Collection entries
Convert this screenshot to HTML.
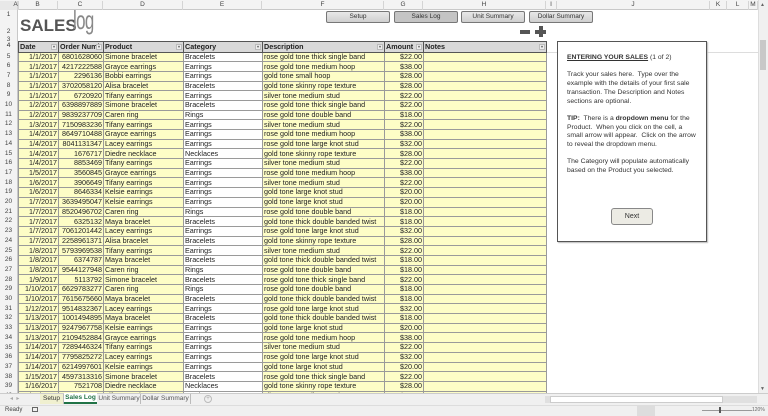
<!DOCTYPE html>
<html><head><meta charset="utf-8"><style>
*{margin:0;padding:0;box-sizing:border-box}
body{width:768px;height:416px;overflow:hidden;background:#fff;font-family:"Liberation Sans",Calibri,sans-serif;position:relative;font-size:7px;color:#222}
.abs{position:absolute}
#colhdr{left:0;top:0;width:758px;height:10px;background:#f3f3f3;border-bottom:1px solid #c8c8c8}
#colhdr span{position:absolute;top:1px;font-size:6.5px;color:#444;text-align:center;border-right:1px solid #d4d4d4;height:9px}
#rowhdr{left:0;top:10px;width:18px;height:385px;background:#f3f3f3;border-right:1px solid #c8c8c8}
#rowhdr div{position:absolute;left:0;width:17px;text-align:center;font-size:6.5px;color:#444}
table{position:absolute;left:18px;top:41px;border-collapse:collapse;table-layout:fixed}
td{height:9.7px;border:1px solid #9a9a9a;background:#fdfdc6;white-space:nowrap;overflow:hidden;padding:0 1px;font-size:7.2px;line-height:8px;color:#222}
td.r{text-align:right}
td.w{background:#fff}
tr.h td{height:10.5px;background:#d9d9d9;font-weight:bold;border:1px solid #555;position:relative}
tr.h td i{position:absolute;right:1px;top:2px;width:6px;height:6px;background:#eee;border:1px solid #bbb;font-size:4px;line-height:4px;text-align:center;font-style:normal;color:#666}
.btn{position:absolute;top:11px;height:12px;background:linear-gradient(#e8e8e8,#cfcfcf);border:1px solid #777;border-radius:2px;font-size:6.5px;text-align:center;line-height:10px;color:#333}
</style></head><body>
<div id="colhdr" class="abs">
<span style="left:0;width:18px;background:#e8e8e8"></span>
<span style="left:13px;width:6px">A</span>
<span style="left:18px;width:40px">B</span>
<span style="left:58px;width:45px">C</span>
<span style="left:103px;width:80px">D</span>
<span style="left:183px;width:79px">E</span>
<span style="left:262px;width:122px">F</span>
<span style="left:384px;width:39px">G</span>
<span style="left:423px;width:123px">H</span>
<span style="left:546px;width:11px">I</span>
<span style="left:557px;width:153px">J</span>
<span style="left:710px;width:17px">K</span>
<span style="left:727px;width:22px">L</span>
<span style="left:749px;width:9px">M</span>
</div>
<div id="rowhdr" class="abs">
<div style="top:1px">1</div><div style="top:18px">2</div><div style="top:26px">3</div><div style="top:32px">4</div>
</div>
<div class="abs" style="left:20px;top:16px;font-size:17px;font-weight:bold;color:#555;line-height:20px">SALES</div>
<div class="abs" style="left:73px;top:5px;font-size:26px;line-height:30px;color:#888;font-family:'Liberation Sans',sans-serif;transform:scaleX(0.65);transform-origin:left;letter-spacing:-1px">log</div>

<div class="btn" style="left:326px;width:64px">Setup</div>
<div class="btn" style="left:394px;width:64px;background:#c4c4c4">Sales Log</div>
<div class="btn" style="left:461px;width:64px">Unit Summary</div>
<div class="btn" style="left:529px;width:64px">Dollar Summary</div>
<div class="abs" style="left:520px;top:30px;width:10px;height:4px;background:#555"></div>
<div class="abs" style="left:535px;top:30px;width:11px;height:3.5px;background:#555"></div>
<div class="abs" style="left:538.5px;top:26px;width:4px;height:11px;background:#555"></div>

<div class="abs" style="left:546px;top:52px;width:212px;border-top:1px solid #ddd"></div>

<table>
<colgroup><col style="width:40px"><col style="width:45px"><col style="width:80px"><col style="width:79px"><col style="width:122px"><col style="width:39px"><col style="width:123px"></colgroup>
<tr class="h"><td>Date<i>▾</i></td><td>Order Numb<i>▾</i></td><td>Product<i>▾</i></td><td>Category<i>▾</i></td><td>Description<i>▾</i></td><td>Amount<i>▾</i></td><td>Notes<i>▾</i></td></tr>
<tr><td class="r">1/1/2017</td><td class="r">6801628060</td><td>Simone bracelet</td><td class="w">Bracelets</td><td>rose gold tone thick single band</td><td class="r">$22.00</td><td></td></tr>
<tr><td class="r">1/1/2017</td><td class="r">4217222588</td><td>Grayce earrings</td><td class="w">Earrings</td><td>rose gold tone medium hoop</td><td class="r">$38.00</td><td></td></tr>
<tr><td class="r">1/1/2017</td><td class="r">2296136</td><td>Bobbi earrings</td><td class="w">Earrings</td><td>gold tone small hoop</td><td class="r">$28.00</td><td></td></tr>
<tr><td class="r">1/1/2017</td><td class="r">3702058120</td><td>Alisa bracelet</td><td class="w">Bracelets</td><td>gold tone skinny rope texture</td><td class="r">$28.00</td><td></td></tr>
<tr><td class="r">1/1/2017</td><td class="r">6720920</td><td>Tifany earrings</td><td class="w">Earrings</td><td>silver tone medium stud</td><td class="r">$22.00</td><td></td></tr>
<tr><td class="r">1/2/2017</td><td class="r">6398897889</td><td>Simone bracelet</td><td class="w">Bracelets</td><td>rose gold tone thick single band</td><td class="r">$22.00</td><td></td></tr>
<tr><td class="r">1/2/2017</td><td class="r">9839237709</td><td>Caren ring</td><td class="w">Rings</td><td>rose gold tone double band</td><td class="r">$18.00</td><td></td></tr>
<tr><td class="r">1/3/2017</td><td class="r">7150983236</td><td>Tifany earrings</td><td class="w">Earrings</td><td>silver tone medium stud</td><td class="r">$22.00</td><td></td></tr>
<tr><td class="r">1/4/2017</td><td class="r">8649710488</td><td>Grayce earrings</td><td class="w">Earrings</td><td>rose gold tone medium hoop</td><td class="r">$38.00</td><td></td></tr>
<tr><td class="r">1/4/2017</td><td class="r">8041131347</td><td>Lacey earrings</td><td class="w">Earrings</td><td>rose gold tone large knot stud</td><td class="r">$32.00</td><td></td></tr>
<tr><td class="r">1/4/2017</td><td class="r">1676717</td><td>Diedre necklace</td><td class="w">Necklaces</td><td>gold tone skinny rope texture</td><td class="r">$28.00</td><td></td></tr>
<tr><td class="r">1/4/2017</td><td class="r">8853469</td><td>Tifany earrings</td><td class="w">Earrings</td><td>silver tone medium stud</td><td class="r">$22.00</td><td></td></tr>
<tr><td class="r">1/5/2017</td><td class="r">3560845</td><td>Grayce earrings</td><td class="w">Earrings</td><td>rose gold tone medium hoop</td><td class="r">$38.00</td><td></td></tr>
<tr><td class="r">1/6/2017</td><td class="r">3906649</td><td>Tifany earrings</td><td class="w">Earrings</td><td>silver tone medium stud</td><td class="r">$22.00</td><td></td></tr>
<tr><td class="r">1/6/2017</td><td class="r">8646334</td><td>Kelsie earrings</td><td class="w">Earrings</td><td>gold tone large knot stud</td><td class="r">$20.00</td><td></td></tr>
<tr><td class="r">1/7/2017</td><td class="r">3639495047</td><td>Kelsie earrings</td><td class="w">Earrings</td><td>gold tone large knot stud</td><td class="r">$20.00</td><td></td></tr>
<tr><td class="r">1/7/2017</td><td class="r">8520496702</td><td>Caren ring</td><td class="w">Rings</td><td>rose gold tone double band</td><td class="r">$18.00</td><td></td></tr>
<tr><td class="r">1/7/2017</td><td class="r">6325132</td><td>Maya bracelet</td><td class="w">Bracelets</td><td>gold tone thick double banded twist</td><td class="r">$18.00</td><td></td></tr>
<tr><td class="r">1/7/2017</td><td class="r">7061201442</td><td>Lacey earrings</td><td class="w">Earrings</td><td>rose gold tone large knot stud</td><td class="r">$32.00</td><td></td></tr>
<tr><td class="r">1/7/2017</td><td class="r">2258961371</td><td>Alisa bracelet</td><td class="w">Bracelets</td><td>gold tone skinny rope texture</td><td class="r">$28.00</td><td></td></tr>
<tr><td class="r">1/8/2017</td><td class="r">5793969538</td><td>Tifany earrings</td><td class="w">Earrings</td><td>silver tone medium stud</td><td class="r">$22.00</td><td></td></tr>
<tr><td class="r">1/8/2017</td><td class="r">6374787</td><td>Maya bracelet</td><td class="w">Bracelets</td><td>gold tone thick double banded twist</td><td class="r">$18.00</td><td></td></tr>
<tr><td class="r">1/8/2017</td><td class="r">9544127948</td><td>Caren ring</td><td class="w">Rings</td><td>rose gold tone double band</td><td class="r">$18.00</td><td></td></tr>
<tr><td class="r">1/9/2017</td><td class="r">5113792</td><td>Simone bracelet</td><td class="w">Bracelets</td><td>rose gold tone thick single band</td><td class="r">$22.00</td><td></td></tr>
<tr><td class="r">1/10/2017</td><td class="r">6629783277</td><td>Caren ring</td><td class="w">Rings</td><td>rose gold tone double band</td><td class="r">$18.00</td><td></td></tr>
<tr><td class="r">1/10/2017</td><td class="r">7615675660</td><td>Maya bracelet</td><td class="w">Bracelets</td><td>gold tone thick double banded twist</td><td class="r">$18.00</td><td></td></tr>
<tr><td class="r">1/12/2017</td><td class="r">9514832367</td><td>Lacey earrings</td><td class="w">Earrings</td><td>rose gold tone large knot stud</td><td class="r">$32.00</td><td></td></tr>
<tr><td class="r">1/13/2017</td><td class="r">1001494895</td><td>Maya bracelet</td><td class="w">Bracelets</td><td>gold tone thick double banded twist</td><td class="r">$18.00</td><td></td></tr>
<tr><td class="r">1/13/2017</td><td class="r">9247967758</td><td>Kelsie earrings</td><td class="w">Earrings</td><td>gold tone large knot stud</td><td class="r">$20.00</td><td></td></tr>
<tr><td class="r">1/13/2017</td><td class="r">2109452884</td><td>Grayce earrings</td><td class="w">Earrings</td><td>rose gold tone medium hoop</td><td class="r">$38.00</td><td></td></tr>
<tr><td class="r">1/14/2017</td><td class="r">7289446324</td><td>Tifany earrings</td><td class="w">Earrings</td><td>silver tone medium stud</td><td class="r">$22.00</td><td></td></tr>
<tr><td class="r">1/14/2017</td><td class="r">7795825272</td><td>Lacey earrings</td><td class="w">Earrings</td><td>rose gold tone large knot stud</td><td class="r">$32.00</td><td></td></tr>
<tr><td class="r">1/14/2017</td><td class="r">6214997601</td><td>Kelsie earrings</td><td class="w">Earrings</td><td>gold tone large knot stud</td><td class="r">$20.00</td><td></td></tr>
<tr><td class="r">1/15/2017</td><td class="r">4597313316</td><td>Simone bracelet</td><td class="w">Bracelets</td><td>rose gold tone thick single band</td><td class="r">$22.00</td><td></td></tr>
<tr><td class="r">1/16/2017</td><td class="r">7521708</td><td>Diedre necklace</td><td class="w">Necklaces</td><td>gold tone skinny rope texture</td><td class="r">$28.00</td><td></td></tr>
<tr><td class="r">1/17/2017</td><td class="r">8776384</td><td>Tifany earrings</td><td class="w">Earrings</td><td>silver tone medium stud</td><td class="r">$22.00</td><td></td></tr>
</table>

<div id="rownums" class="abs" style="left:0;top:41px;width:17px;font-size:6.5px;color:#444;text-align:center;line-height:9.7px">
<div style="height:10.5px;line-height:10.5px">4</div>
<div>5</div><div>6</div><div>7</div><div>8</div><div>9</div><div>10</div><div>11</div><div>12</div><div>13</div><div>14</div><div>15</div><div>16</div><div>17</div><div>18</div><div>19</div><div>20</div><div>21</div><div>22</div><div>23</div><div>24</div><div>25</div><div>26</div><div>27</div><div>28</div><div>29</div><div>30</div><div>31</div><div>32</div><div>33</div><div>34</div><div>35</div><div>36</div><div>37</div><div>38</div><div>39</div><div>40</div>
</div>

<div class="abs" style="left:557px;top:41px;width:150px;height:201px;border:1px solid #555;background:#fff;box-shadow:1px 1px 1px #bbb;padding:12px 9px 0 9px;font-size:6.8px;line-height:8.7px;color:#333">
<div><b style="text-decoration:underline">ENTERING YOUR SALES</b> (1 of 2)</div>
<div style="margin-top:8.7px">Track your sales here.&nbsp; Type over the example with the details of your first sale transaction. The Description and Notes sections are optional.</div>
<div style="margin-top:8.7px"><b>TIP:</b>&nbsp; There is a <b>dropdown menu</b> for the Product.&nbsp; When you click on the cell, a small arrow will appear.&nbsp; Click on the arrow to reveal the dropdown menu.</div>
<div style="margin-top:8.7px">The Category will populate automatically based on the Product you selected.</div>
</div>
<div class="abs" style="left:611px;top:208px;width:42px;height:17px;background:#ecebe4;border:1px solid #888;border-radius:3px;text-align:center;line-height:15px;font-size:7px;color:#333">Next</div>

<div class="abs" style="left:758px;top:0;width:10px;height:395px;background:#f0f0f0;border-left:1px solid #ddd"></div>
<div class="abs" style="left:760px;top:2px;width:6px;height:6px;font-size:5px;color:#666">▲</div>
<div class="abs" style="left:760px;top:40px;width:6px;height:30px;background:#c8c8c8"></div>
<div class="abs" style="left:760px;top:386px;width:6px;height:6px;font-size:5px;color:#666">▼</div>

<div class="abs" style="left:0;top:393px;width:768px;height:12px;background:#f0f0f0;border-top:1px solid #ccc"></div>
<div class="abs" style="left:10px;top:395px;font-size:6px;color:#aaa">◂ &nbsp;▸</div>
<div class="abs" style="left:40px;top:394px;width:24px;height:10px;background:#f0f0d0;font-size:6.5px;text-align:center;line-height:10px;color:#333;border-right:1px solid #bbb">Setup</div>
<div class="abs" style="left:64px;top:393px;width:33px;height:11px;background:#fff;font-size:6.5px;text-align:center;line-height:10px;color:#217346;font-weight:bold;border-bottom:2px solid #217346">Sales Log</div>
<div class="abs" style="left:98px;top:394px;width:43px;height:10px;font-size:6.5px;text-align:center;line-height:10px;color:#555;border-right:1px solid #bbb">Unit Summary</div>
<div class="abs" style="left:141px;top:394px;width:50px;height:10px;font-size:6.5px;text-align:center;line-height:10px;color:#555;border-right:1px solid #bbb">Dollar Summary</div>
<div class="abs" style="left:204px;top:395px;width:8px;height:8px;border:1px solid #bbb;border-radius:50%;font-size:6px;line-height:6px;text-align:center;color:#aaa">+</div>
<div class="abs" style="left:545px;top:396px;width:212px;height:7px;background:#e0e0e0"></div>
<div class="abs" style="left:550px;top:396px;width:173px;height:7px;background:#fff;border:1px solid #ccc"></div>

<div class="abs" style="left:0;top:405px;width:768px;height:11px;background:#f0f0f0;border-top:1px solid #ddd"></div>
<div class="abs" style="left:5px;top:407px;font-size:6px;color:#444">Ready</div>
<div class="abs" style="left:32px;top:407px;width:6px;height:5px;border:1px solid #666"></div>
<div class="abs" style="left:637px;top:405px;width:18px;height:11px;background:#ddd"></div>
<div class="abs" style="left:702px;top:410px;width:50px;border-top:1px solid #999"></div>
<div class="abs" style="left:719px;top:407px;width:2px;height:6px;background:#555"></div>
<div class="abs" style="left:752px;top:407px;font-size:5px;color:#666">120%</div>
</body></html>
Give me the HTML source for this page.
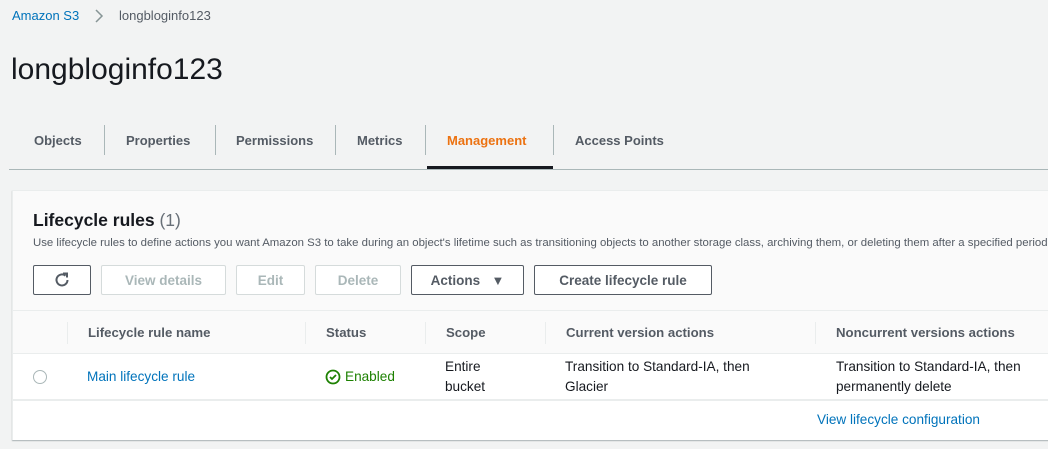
<!DOCTYPE html>
<html><head><style>
*{margin:0;padding:0;box-sizing:border-box}
body{width:1048px;height:449px;background:#f2f3f3;font-family:"Liberation Sans",sans-serif;color:#16191f;position:relative;overflow:hidden}
.a{position:absolute;white-space:nowrap}
.tab{position:absolute;top:133px;font-size:13px;font-weight:bold;color:#545b64}
.sep{position:absolute;top:125px;width:1px;height:30px;background:#aab7b8}
.btn{position:absolute;top:265px;height:30px;border:1px solid #545b64;border-radius:2px;font-size:13.5px;font-weight:bold;color:#545b64;display:flex;align-items:center;justify-content:center;background:#fff}
.dis{border-color:#d5dbdb;color:#aab7b8}
.th{position:absolute;top:325px;font-size:13.2px;font-weight:bold;color:#545b64}
.thsep{position:absolute;top:322px;width:1px;height:22px;background:#eaeded}
.td{position:absolute;font-size:13.6px;line-height:20px;color:#16191f}
</style></head><body>
<div class="a" style="left:12px;top:8px;font-size:13px;color:#0073bb">Amazon S3</div>
<svg class="a" style="left:94px;top:9px" width="10" height="14"><path d="M2 1l6 6-6 6" fill="none" stroke="#879596" stroke-width="1.5"/></svg>
<div class="a" style="left:119px;top:8px;font-size:13px;color:#545b64">longbloginfo123</div>
<div class="a" style="left:11px;top:53px;font-size:30px;color:#16191f">longbloginfo123</div>
<div class="tab" style="left:34px">Objects</div>
<div class="sep" style="left:104px"></div>
<div class="tab" style="left:126px">Properties</div>
<div class="sep" style="left:215px"></div>
<div class="tab" style="left:236px">Permissions</div>
<div class="sep" style="left:335px"></div>
<div class="tab" style="left:357px">Metrics</div>
<div class="sep" style="left:425px"></div>
<div class="tab" style="left:447px;color:#ec7211">Management</div>
<div class="sep" style="left:553px"></div>
<div class="tab" style="left:575px">Access Points</div>
<div class="a" style="left:427px;top:166px;width:126px;height:3px;background:#16191f"></div>
<div class="a" style="left:9px;top:169px;width:1039px;height:1px;background:#aab7b8"></div>
<div class="a" style="left:12px;top:190px;width:1040px;height:250px;background:#fafafa;border:1px solid #eaeded;box-shadow:0 1px 1px rgba(0,28,36,.3)"></div>
<div class="a" style="left:13px;top:353px;width:1035px;height:87px;background:#fff"></div>
<div class="a" style="left:13px;top:310px;width:1035px;height:1px;background:#eaeded"></div>
<div class="a" style="left:13px;top:353px;width:1035px;height:1px;background:#eaeded"></div>
<div class="a" style="left:13px;top:399px;width:1035px;height:2px;background:#eaeded"></div>
<div class="a" style="left:33px;top:210px;font-size:17.5px;font-weight:bold">Lifecycle rules <span style="font-weight:normal;color:#687078">(1)</span></div>
<div class="a" style="left:33px;top:237px;font-size:11.4px;color:#545b64">Use lifecycle rules to define actions you want Amazon S3 to take during an object's lifetime such as transitioning objects to another storage class, archiving them, or deleting them after a specified period of time.</div>
<div class="btn" style="left:33px;width:58px"><svg width="20" height="20" viewBox="0 0 20 20"><path d="M15.5 10a5.5 5.5 0 1 1-2-4.3" fill="none" stroke="#545b64" stroke-width="2"/><path d="M11 3.5h4v4" fill="none" stroke="#545b64" stroke-width="2"/></svg></div>
<div class="btn dis" style="left:101px;width:125px">View details</div>
<div class="btn dis" style="left:236px;width:69px">Edit</div>
<div class="btn dis" style="left:315px;width:86px">Delete</div>
<div class="btn" style="left:411px;width:113px">Actions&nbsp;&nbsp;&nbsp;<span style="font-size:13px">▼</span></div>
<div class="btn" style="left:534px;width:178px">Create lifecycle rule</div>
<div class="thsep" style="left:67px"></div>
<div class="th" style="left:88px">Lifecycle rule name</div>
<div class="thsep" style="left:305px"></div>
<div class="th" style="left:326px">Status</div>
<div class="thsep" style="left:425px"></div>
<div class="th" style="left:446px">Scope</div>
<div class="thsep" style="left:545px"></div>
<div class="th" style="left:566px">Current version actions</div>
<div class="thsep" style="left:815px"></div>
<div class="th" style="left:836px">Noncurrent versions actions</div>
<div class="a" style="left:33px;top:370px;width:14px;height:14px;border:1px solid #aab7b8;border-radius:50%;background:#fff"></div>
<div class="td" style="left:87px;top:367px;color:#0073bb">Main lifecycle rule</div>
<svg class="a" style="left:325px;top:369px" width="16" height="16" viewBox="0 0 16 16"><circle cx="8" cy="8" r="6.5" fill="none" stroke="#1d8102" stroke-width="1.8"/><path d="M5 8l2 2 4-4" fill="none" stroke="#1d8102" stroke-width="1.8"/></svg>
<div class="td" style="left:345px;top:367px;color:#1d8102">Enabled</div>
<div class="td" style="left:445px;top:357px">Entire<br>bucket</div>
<div class="td" style="left:565px;top:357px">Transition to Standard-IA, then<br>Glacier</div>
<div class="td" style="left:836px;top:357px">Transition to Standard-IA, then<br>permanently delete</div>
<div class="td" style="left:817px;top:410px;color:#0073bb">View lifecycle configuration</div>
</body></html>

• _Problem description_: Read through the data and copy every line where "this" shows up.

• _Result below_:
Convert this screenshot to HTML.
Give me the HTML source for this page.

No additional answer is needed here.